The main reason why Colorado Serum Company did not have a label for usage of these vaccines in goats is safety. Colorado Serum Company originally tested caseous vaccines in goats and noted varying levels of injection site reactions that went from no reactions to swellings about 14 inches in diameter. There would be associated lameness post-vaccination that would last anywhere from 1 to 30 days. All of these reactions would be unacceptable to USDA and therefore Colorado Serum Company never pursued a license in goats. Since Colorado Serum Company was unhappy with the safety profile of these vaccines in goats, we never pursued any further efficacy testing in goats. Over the years Colorado Serum Company has also received numerous calls from the field from people who have used this vaccine off label in goats. A fair percentage of vaccinated goats will develop a fever and become lethargic for a period of days. These goats will sometimes go off feed or have a reduction of feed intake. Milking does can have a decrease in milk production. Vaccinating pregnant animals can increase the risk factors. As in sheep, vaccinating goats that already have CLA will do absolutely no good and will only make the above-mentioned reactions worse. So you can see why we cannot recommend vaccinating goats with these vaccines.
However, all hope is not lost. There are other options for goat ranchers. First of all, I would strongly recommend having any suspect abscesses sampled by a veterinarian and submitted to a veterinary diagnostic lab to confirm if your herd has CLA. An article by Gezon, Bither, Hanson and Thompson in theJournal of the American Veterinary Medical Association 1991; 198:257-263, reported that over a 16 year period Actionmyces pyogenes was cultured 3 times more often than C. pseudotuberculosis in a particular goat herd with an ongoing history of internal and external abscesses.
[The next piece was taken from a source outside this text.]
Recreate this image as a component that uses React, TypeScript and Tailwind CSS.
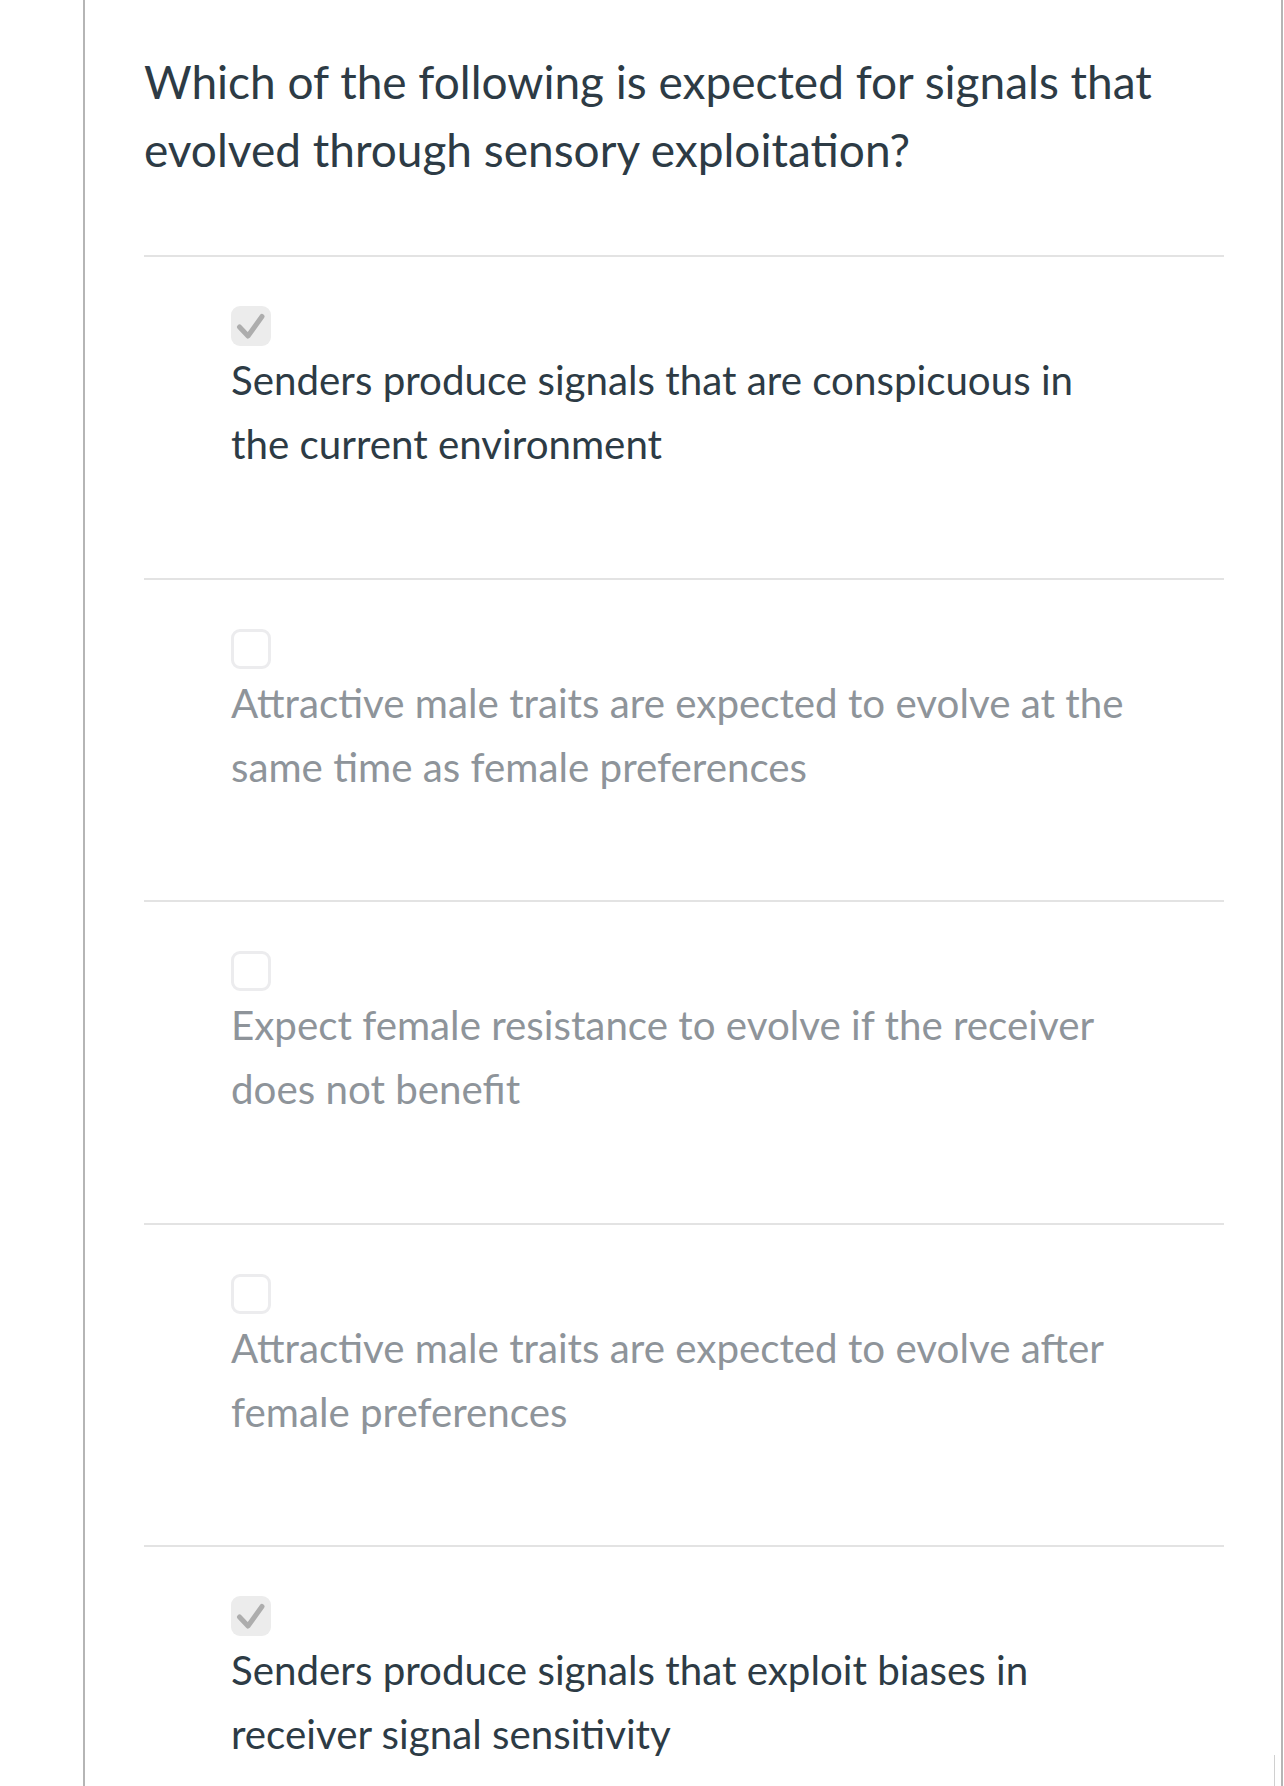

The point is – not every abscess in goats is CLA! If you confirm that you do indeed have CLA in your goat herd I would recommend not treating goats that have abscesses and either selling them or isolating them. Since there is no commercially available vaccine available for goats you may want to consider having an autogenous vaccine made from a sample of one of the abscesses that tested positive for CLA. Most autogenous products are whole-cell bacterins. It has been our experience that a bacterin/toxoid provides a much better immune response. I don’t know how much protection goats are going to receive from an autogenous bacterin. You may want to try an autogenous caseous bacterin in a limited number of goats and determine if it works in your goat herd.
Hopefully this helped answer questions about using Colorado Serum Company Case-Bac and Caseous D-Tvaccines in goats and why Colorado Serum Company can’t recommend it. Currently, Colorado Serum Company is actively pursuing a safer vaccine for CLA that can be licensed for use in goats.